Entries shown
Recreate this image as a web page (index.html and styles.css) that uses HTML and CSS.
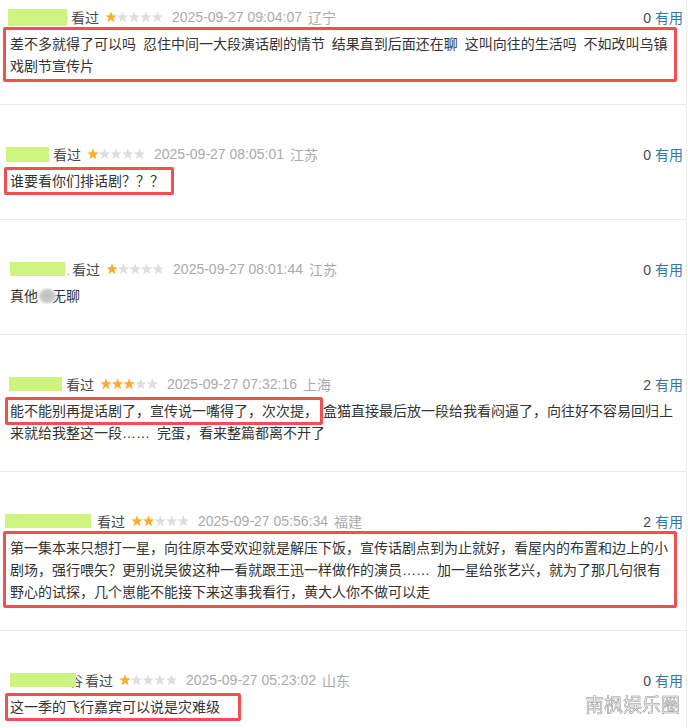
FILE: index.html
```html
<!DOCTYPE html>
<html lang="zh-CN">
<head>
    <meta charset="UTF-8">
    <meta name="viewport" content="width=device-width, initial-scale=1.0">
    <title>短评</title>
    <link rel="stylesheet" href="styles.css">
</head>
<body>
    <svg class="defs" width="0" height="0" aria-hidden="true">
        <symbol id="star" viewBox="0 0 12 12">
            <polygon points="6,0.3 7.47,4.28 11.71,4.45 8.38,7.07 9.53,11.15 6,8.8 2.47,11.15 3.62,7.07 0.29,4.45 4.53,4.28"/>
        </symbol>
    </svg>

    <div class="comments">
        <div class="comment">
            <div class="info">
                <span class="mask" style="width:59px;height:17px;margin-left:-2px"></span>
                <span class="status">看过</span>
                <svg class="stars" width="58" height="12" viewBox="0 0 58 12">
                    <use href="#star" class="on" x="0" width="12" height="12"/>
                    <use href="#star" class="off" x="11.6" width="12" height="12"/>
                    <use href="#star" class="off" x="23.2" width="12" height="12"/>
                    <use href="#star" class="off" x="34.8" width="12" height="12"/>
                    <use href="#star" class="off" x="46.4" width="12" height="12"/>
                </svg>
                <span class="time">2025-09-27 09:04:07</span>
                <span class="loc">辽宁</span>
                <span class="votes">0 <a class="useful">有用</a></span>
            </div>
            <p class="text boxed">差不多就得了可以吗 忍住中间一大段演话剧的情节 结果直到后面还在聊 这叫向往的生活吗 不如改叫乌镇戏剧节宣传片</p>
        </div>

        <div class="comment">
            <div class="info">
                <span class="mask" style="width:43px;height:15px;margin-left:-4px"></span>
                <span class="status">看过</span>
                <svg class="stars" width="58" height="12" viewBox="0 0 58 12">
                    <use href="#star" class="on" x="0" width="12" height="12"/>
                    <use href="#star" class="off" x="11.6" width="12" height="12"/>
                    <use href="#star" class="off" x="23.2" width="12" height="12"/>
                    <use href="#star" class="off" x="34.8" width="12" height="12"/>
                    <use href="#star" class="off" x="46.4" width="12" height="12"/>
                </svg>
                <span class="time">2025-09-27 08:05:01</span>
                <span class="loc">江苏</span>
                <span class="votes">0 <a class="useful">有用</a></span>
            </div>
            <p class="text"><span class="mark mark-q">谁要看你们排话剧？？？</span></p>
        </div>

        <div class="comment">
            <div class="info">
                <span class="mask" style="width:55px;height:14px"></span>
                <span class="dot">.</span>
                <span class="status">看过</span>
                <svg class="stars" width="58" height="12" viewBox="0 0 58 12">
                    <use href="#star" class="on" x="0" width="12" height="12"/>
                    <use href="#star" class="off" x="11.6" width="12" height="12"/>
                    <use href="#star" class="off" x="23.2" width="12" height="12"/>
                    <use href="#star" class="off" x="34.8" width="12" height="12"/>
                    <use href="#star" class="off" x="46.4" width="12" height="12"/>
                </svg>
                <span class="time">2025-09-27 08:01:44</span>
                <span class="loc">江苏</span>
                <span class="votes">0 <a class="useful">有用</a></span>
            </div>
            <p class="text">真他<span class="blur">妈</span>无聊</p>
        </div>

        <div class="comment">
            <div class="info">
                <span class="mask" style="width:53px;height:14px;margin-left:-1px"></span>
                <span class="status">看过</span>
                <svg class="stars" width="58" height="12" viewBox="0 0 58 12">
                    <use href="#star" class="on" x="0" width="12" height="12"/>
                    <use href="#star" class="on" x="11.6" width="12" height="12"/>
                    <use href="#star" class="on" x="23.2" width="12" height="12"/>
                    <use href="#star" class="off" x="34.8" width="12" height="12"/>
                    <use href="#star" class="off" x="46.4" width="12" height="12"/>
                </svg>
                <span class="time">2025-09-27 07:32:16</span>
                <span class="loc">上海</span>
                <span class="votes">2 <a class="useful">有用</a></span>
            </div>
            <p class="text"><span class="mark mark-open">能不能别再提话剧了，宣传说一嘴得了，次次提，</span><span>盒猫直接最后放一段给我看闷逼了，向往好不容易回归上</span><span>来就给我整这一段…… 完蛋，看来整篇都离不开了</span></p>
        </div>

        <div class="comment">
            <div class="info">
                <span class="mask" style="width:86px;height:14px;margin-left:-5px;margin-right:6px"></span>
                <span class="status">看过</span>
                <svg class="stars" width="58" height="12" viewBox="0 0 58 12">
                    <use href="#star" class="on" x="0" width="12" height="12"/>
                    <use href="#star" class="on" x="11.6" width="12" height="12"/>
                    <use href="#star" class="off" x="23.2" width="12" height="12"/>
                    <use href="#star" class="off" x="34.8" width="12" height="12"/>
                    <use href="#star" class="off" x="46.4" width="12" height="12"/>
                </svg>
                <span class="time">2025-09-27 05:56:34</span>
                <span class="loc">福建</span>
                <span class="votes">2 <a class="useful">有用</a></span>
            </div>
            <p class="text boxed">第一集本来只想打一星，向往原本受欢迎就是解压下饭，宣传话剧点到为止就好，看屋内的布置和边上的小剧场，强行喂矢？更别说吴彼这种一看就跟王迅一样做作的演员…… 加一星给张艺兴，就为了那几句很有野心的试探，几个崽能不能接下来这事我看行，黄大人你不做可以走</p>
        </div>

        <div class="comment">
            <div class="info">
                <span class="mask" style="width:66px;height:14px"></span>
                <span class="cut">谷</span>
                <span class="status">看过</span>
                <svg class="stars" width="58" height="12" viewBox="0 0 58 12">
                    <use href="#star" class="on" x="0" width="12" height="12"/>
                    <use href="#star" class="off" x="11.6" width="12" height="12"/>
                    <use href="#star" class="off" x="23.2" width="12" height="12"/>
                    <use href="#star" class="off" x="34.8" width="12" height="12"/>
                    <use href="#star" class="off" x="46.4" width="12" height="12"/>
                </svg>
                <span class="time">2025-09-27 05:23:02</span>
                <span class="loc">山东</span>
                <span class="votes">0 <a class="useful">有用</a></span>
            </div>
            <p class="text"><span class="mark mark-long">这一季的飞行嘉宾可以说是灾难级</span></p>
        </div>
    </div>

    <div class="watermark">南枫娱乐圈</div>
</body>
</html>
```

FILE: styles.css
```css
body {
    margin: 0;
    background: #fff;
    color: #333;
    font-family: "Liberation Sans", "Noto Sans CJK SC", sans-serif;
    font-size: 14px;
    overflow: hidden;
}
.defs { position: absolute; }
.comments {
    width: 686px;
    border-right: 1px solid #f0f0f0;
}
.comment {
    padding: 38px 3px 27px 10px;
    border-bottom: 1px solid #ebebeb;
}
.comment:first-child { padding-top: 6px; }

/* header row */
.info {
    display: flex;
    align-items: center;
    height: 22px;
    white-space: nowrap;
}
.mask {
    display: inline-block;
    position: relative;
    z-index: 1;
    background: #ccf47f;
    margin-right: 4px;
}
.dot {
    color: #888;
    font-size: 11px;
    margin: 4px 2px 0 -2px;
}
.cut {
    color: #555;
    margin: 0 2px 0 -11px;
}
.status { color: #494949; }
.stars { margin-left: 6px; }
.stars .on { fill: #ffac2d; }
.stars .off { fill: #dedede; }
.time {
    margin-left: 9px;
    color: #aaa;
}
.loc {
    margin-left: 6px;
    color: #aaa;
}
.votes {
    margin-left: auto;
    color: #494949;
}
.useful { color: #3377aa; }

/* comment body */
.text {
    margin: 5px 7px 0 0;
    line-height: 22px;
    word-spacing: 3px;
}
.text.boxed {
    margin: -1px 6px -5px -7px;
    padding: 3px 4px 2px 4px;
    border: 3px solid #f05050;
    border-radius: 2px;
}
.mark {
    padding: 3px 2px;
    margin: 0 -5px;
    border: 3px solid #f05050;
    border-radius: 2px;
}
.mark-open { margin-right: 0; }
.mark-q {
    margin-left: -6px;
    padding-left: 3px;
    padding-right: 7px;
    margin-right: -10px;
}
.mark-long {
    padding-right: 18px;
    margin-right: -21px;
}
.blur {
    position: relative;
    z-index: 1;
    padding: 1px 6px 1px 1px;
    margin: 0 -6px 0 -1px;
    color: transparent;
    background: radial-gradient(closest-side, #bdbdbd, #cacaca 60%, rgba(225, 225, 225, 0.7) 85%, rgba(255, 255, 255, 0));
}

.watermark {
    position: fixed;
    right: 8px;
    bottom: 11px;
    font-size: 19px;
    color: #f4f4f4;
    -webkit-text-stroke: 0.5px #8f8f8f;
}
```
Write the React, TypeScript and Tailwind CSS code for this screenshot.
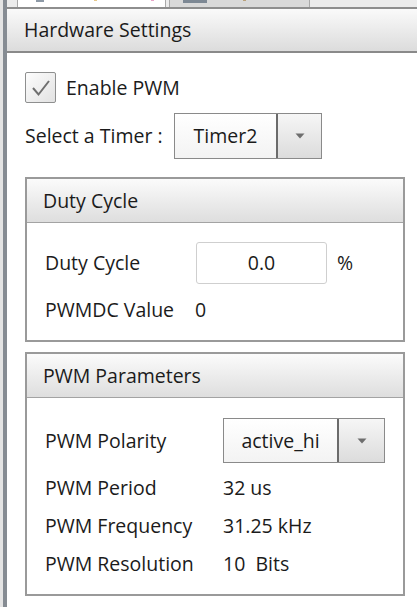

Set exercise
Report the number of lines in the listing above that include the word "index", and nothing else.

Result
4